→ WHAT YOU NEED TO DO
Search the listing below for "this". Copy each matching line.

Collection entries
--- Begin ---

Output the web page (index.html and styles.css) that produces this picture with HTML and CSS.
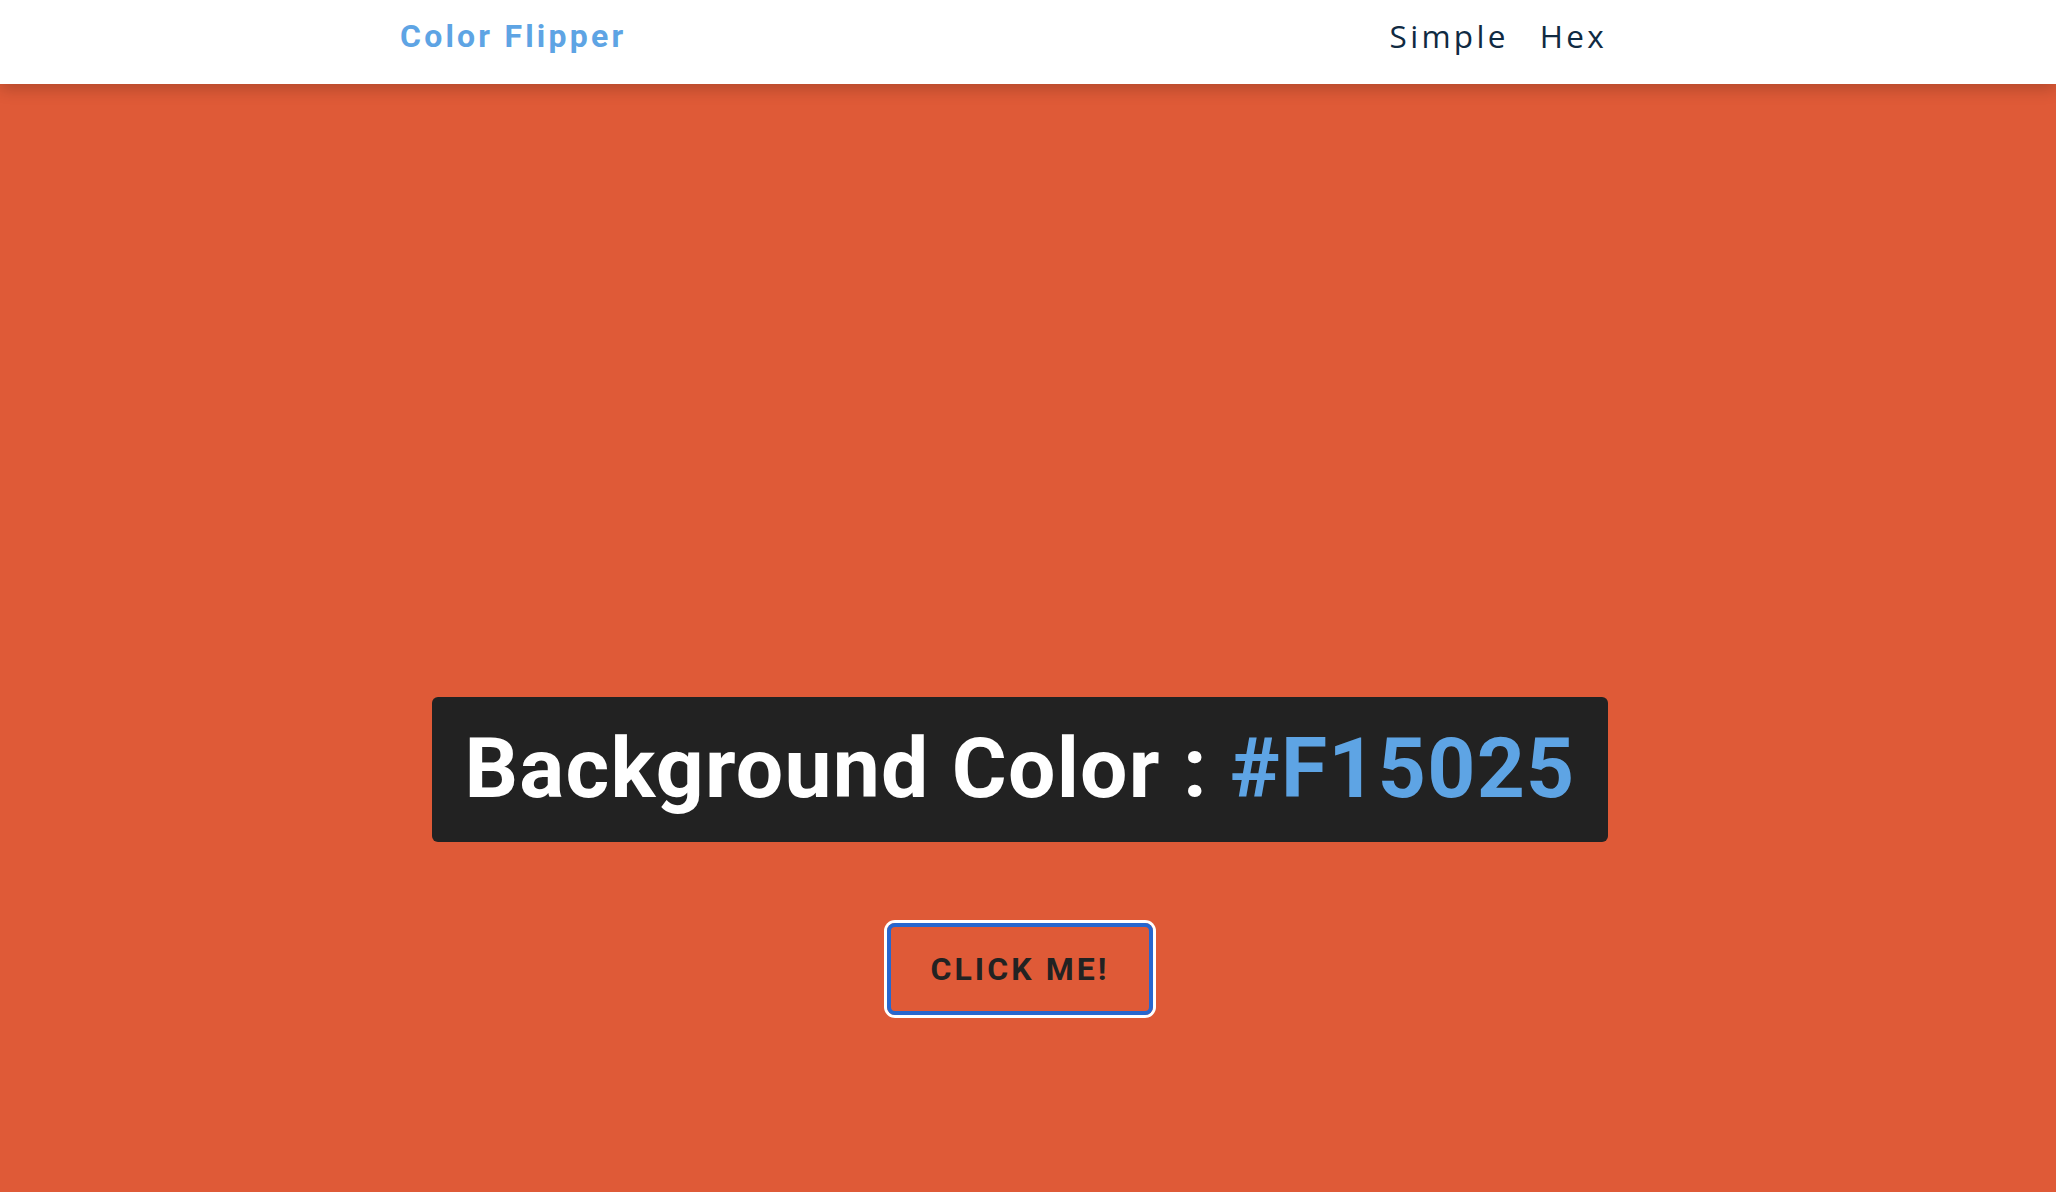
FILE: index.html
```html
<!DOCTYPE html>
<html lang="en">
<head>
<meta charset="utf-8">
<title>Color Flipper</title>
<link rel="stylesheet" href="styles.css">
</head>
<body>
<nav class="nav">
  <div class="nav-center">
    <h4 class="logo">Color Flipper</h4>
    <ul class="nav-links">
      <li><a href="#" class="nav-link">Simple</a></li>
      <li><a href="#" class="nav-link">Hex</a></li>
    </ul>
  </div>
</nav>
<main class="main">
  <div class="container">
    <h2 class="banner">Background Color : <span class="color">#F15025</span></h2>
    <button class="btn" type="button">click me!</button>
  </div>
</main>
</body>
</html>
```

FILE: styles.css
```css
* {
  box-sizing: border-box;
  margin: 0;
  padding: 0;
}
html, body {
  height: 100%;
}
body {
  background: #df5a37;
  font-family: Roboto, "Liberation Sans", sans-serif;
  overflow: hidden;
  padding-right: 16px;
}
.nav {
  height: 84px;
  background: #ffffff;
  box-shadow: 0 5px 15px rgba(0, 0, 0, 0.2);
  position: relative;
  z-index: 1;
  margin-right: -16px;
  padding-right: 16px;
}
.nav-center {
  width: 1240px;
  margin: 0 auto;
  height: 100%;
  display: flex;
  align-items: center;
  justify-content: space-between;
}
.logo {
  font-family: Roboto, "Liberation Sans", sans-serif;
  font-weight: 700;
  font-size: 32px;
  letter-spacing: 3.2px;
  color: #5ea4e4;
  margin-top: -12px;
}
.nav-links {
  list-style: none;
  display: flex;
  gap: 31px;
  margin-right: 33px;
  margin-top: -14px;
}
.nav-link {
  font-family: "Open Sans", "Liberation Sans", sans-serif;
  font-size: 31.5px;
  letter-spacing: 3.3px;
  color: #102a42;
  text-decoration: none;
}
.main {
  padding-top: 613px;
}
.container {
  display: flex;
  flex-direction: column;
  align-items: center;
  gap: 81px;
}
.banner {
  background: #222222;
  color: #ffffff;
  font-weight: 700;
  font-size: 84px;
  line-height: 98px;
  letter-spacing: 1.25px;
  padding: 23px 32px 24px;
  border-radius: 6px;
  white-space: nowrap;
}
.color {
  color: #5ea4e4;
}
.btn {
  font-family: Roboto, "Liberation Sans", sans-serif;
  font-weight: 700;
  font-size: 32px;
  letter-spacing: 3.05px;
  text-transform: uppercase;
  color: #222222;
  background: transparent;
  border: 4px solid #2767cf;
  border-radius: 8px;
  box-shadow: 0 0 0 3px #ffffff;
  width: 266px;
  height: 92px;
  padding-left: 0;
  cursor: pointer;
}
```
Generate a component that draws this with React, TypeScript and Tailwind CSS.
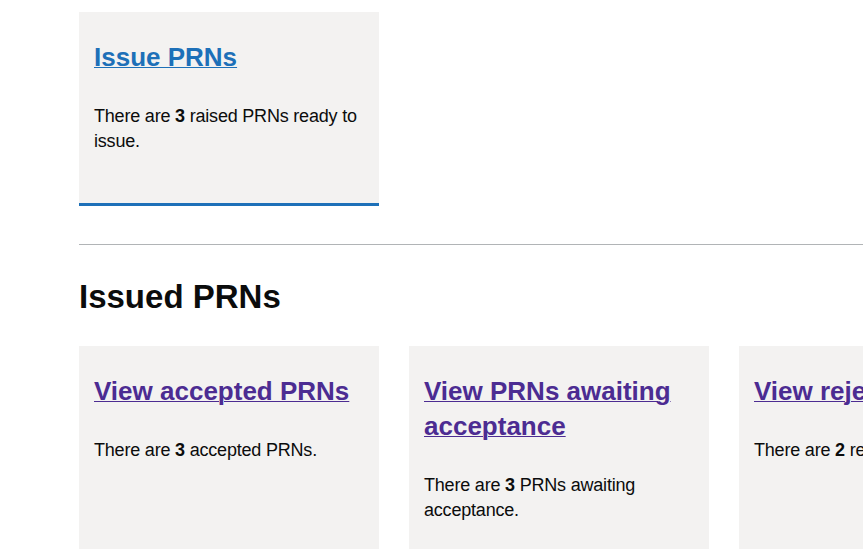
const issued = [
  { title: 'View accepted PRNs', count: 3, rest: 'accepted PRNs.' },
  { title: 'View PRNs awaiting acceptance', count: 3, rest: 'PRNs awaiting acceptance.' },
  { title: 'View rejected PRNs', count: 2, rest: 'rejected PRNs.' },
];

function Card({
  title,
  count,
  rest,
  visited,
  accent,
}: {
  title: string;
  count: number;
  rest: string;
  visited?: boolean;
  accent?: boolean;
}) {
  return (
    <div
      className={`bg-[#f3f2f1] px-[15px] pt-[28px] pb-[49px] ${accent ? 'border-b-[3px] border-[#1d70b8]' : ''}`}
    >
      <h3 className="mb-[29px] text-[26px] font-bold leading-[35px]">
        <a
          href="#"
          className={`underline decoration-1 ${visited ? 'text-[#4c2c92]' : 'text-[#1d70b8]'}`}
        >
          {title}
        </a>
      </h3>
      <p className="text-[18px] leading-[25px] tracking-[-0.2px] text-[#0b0c0c]">
        There are <strong className="font-bold">{count}</strong> {rest}
      </p>
    </div>
  );
}

export default function App() {
  return (
    <div className="w-full min-h-screen overflow-hidden bg-white font-['Liberation_Sans',Arial,sans-serif] text-[#0b0c0c]">
      <div className="ml-[79px] w-[960px] pt-[12px]">
        {/* Ready to issue */}
        <div className="grid grid-cols-[300px_300px_300px] gap-[30px]">
          <Card title="Issue PRNs" count={3} rest="raised PRNs ready to issue." accent />
        </div>

        <hr className="mt-[38px] border-0 border-t border-[#b1b4b6]" />

        {/* Issued */}
        <h2 className="mt-[32px] mb-[29px] text-[33px] font-bold leading-[40px]">Issued PRNs</h2>
        <div className="grid grid-cols-[300px_300px_300px] gap-[30px]">
          {issued.map((c) => (
            <Card key={c.title} title={c.title} count={c.count} rest={c.rest} visited />
          ))}
        </div>
      </div>
    </div>
  );
}
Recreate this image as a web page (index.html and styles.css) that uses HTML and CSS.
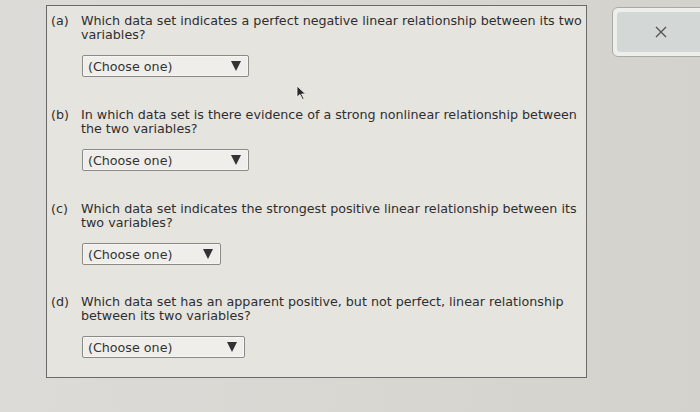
FILE: index.html
```html
<!DOCTYPE html>
<html>
<head>
<meta charset="utf-8">
<link rel="stylesheet" href="styles.css">
</head>
<body>
<div class="page">
  <div class="panel">
    <div class="q">
      <div class="qhead"><span class="lbl">(a)</span><span class="txt">Which data set indicates a perfect negative linear relationship between its two<br>variables?</span></div>
      <div class="sel w167"><span>(Choose one)</span><span class="tri"></span></div>
    </div>
    <div class="q">
      <div class="qhead"><span class="lbl">(b)</span><span class="txt">In which data set is there evidence of a strong nonlinear relationship between<br>the two variables?</span></div>
      <div class="sel w167"><span>(Choose one)</span><span class="tri"></span></div>
    </div>
    <div class="q">
      <div class="qhead"><span class="lbl">(c)</span><span class="txt">Which data set indicates the strongest positive linear relationship between its<br>two variables?</span></div>
      <div class="sel w139"><span>(Choose one)</span><span class="tri"></span></div>
    </div>
    <div class="q">
      <div class="qhead"><span class="lbl">(d)</span><span class="txt">Which data set has an apparent positive, but not perfect, linear relationship<br>between its two variables?</span></div>
      <div class="sel w163"><span>(Choose one)</span><span class="tri"></span></div>
    </div>
    <svg class="cursor" width="12" height="16" viewBox="0 0 12 16"><path d="M1 1 L1 12 L4 9.5 L6.5 14.5 L8 13.8 L5.6 9 L9.5 9 Z" fill="#2a2a2a" stroke="#f4f4f4" stroke-width="0.8"/></svg>
  </div>
  <div class="closebtn">
    <div class="closeinner">
      <svg width="12" height="12" viewBox="0 0 12 12"><path d="M1 1 L11 11 M11 1 L1 11" stroke="#555" stroke-width="1.4" fill="none"/></svg>
    </div>
  </div>
</div>
</body>
</html>
```
FILE: styles.css
```css
html, body {
  margin: 0;
  padding: 0;
}
body {
  width: 700px;
  height: 412px;
  background: linear-gradient(90deg, #dcdbd7 0%, #d8d7d2 50%, #d3d2cd 100%);
  font-family: "DejaVu Sans", Verdana, sans-serif;
  color: #2e2e2e;
  overflow: hidden;
}
.page {
  display: flex;
  align-items: flex-start;
  padding: 5px 0 0 46px;
}
.panel {
  position: relative;
  flex: none;
  width: 541px;
  height: 373px;
  border: 1.5px solid #6a6a6a;
  background: #e6e4df;
  padding: 8px 0 0 4px;
  box-sizing: border-box;
  display: flex;
  flex-direction: column;
}
.q {
  flex: none;
  height: 94px;
}
.q:nth-child(3) { height: 93px; }
.qhead {
  display: flex;
  font-size: 12.7px;
  line-height: 13.5px;
}
.lbl {
  width: 30px;
  flex: none;
}
.txt {
  flex: 1;
  white-space: nowrap;
}
.sel {
  margin: 14px 0 0 31px;
  height: 22px;
  box-sizing: border-box;
  border: 1px solid #8a8a88;
  border-radius: 2px;
  background: #efeeea;
  display: flex;
  align-items: center;
  justify-content: space-between;
  padding: 0 7px 0 5px;
  font-size: 12.7px;
  color: #333;
  box-shadow: inset 0 0 0 1px #f6f5f1;
}
.w167 { width: 167px; }
.w139 { width: 139px; }
.w163 { width: 163px; }
.tri {
  width: 0;
  height: 0;
  border-left: 5px solid transparent;
  border-right: 5px solid transparent;
  border-top: 10px solid #333;
}
.cursor {
  position: absolute;
  left: 249px;
  top: 79px;
}
.closebtn {
  margin-left: 25px;
  margin-top: 2px;
  width: 100px;
  height: 50px;
  box-sizing: border-box;
  border: 1.5px solid #a9aaa7;
  border-radius: 6px;
  background: #eeeeeb;
  padding: 4px;
  flex: none;
}
.closeinner {
  height: 100%;
  border-radius: 3px;
  background: #d3d8d6;
  display: flex;
  align-items: center;
  padding-left: 38px;
  box-sizing: border-box;
}
```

--- End ---

→ WORKED ANSWER
Output the web page (index.html and styles.css) that produces this picture with HTML and CSS.
Generate a component that draws this with React, TypeScript and Tailwind CSS.
Recreate this image as a web page (index.html and styles.css) that uses HTML and CSS.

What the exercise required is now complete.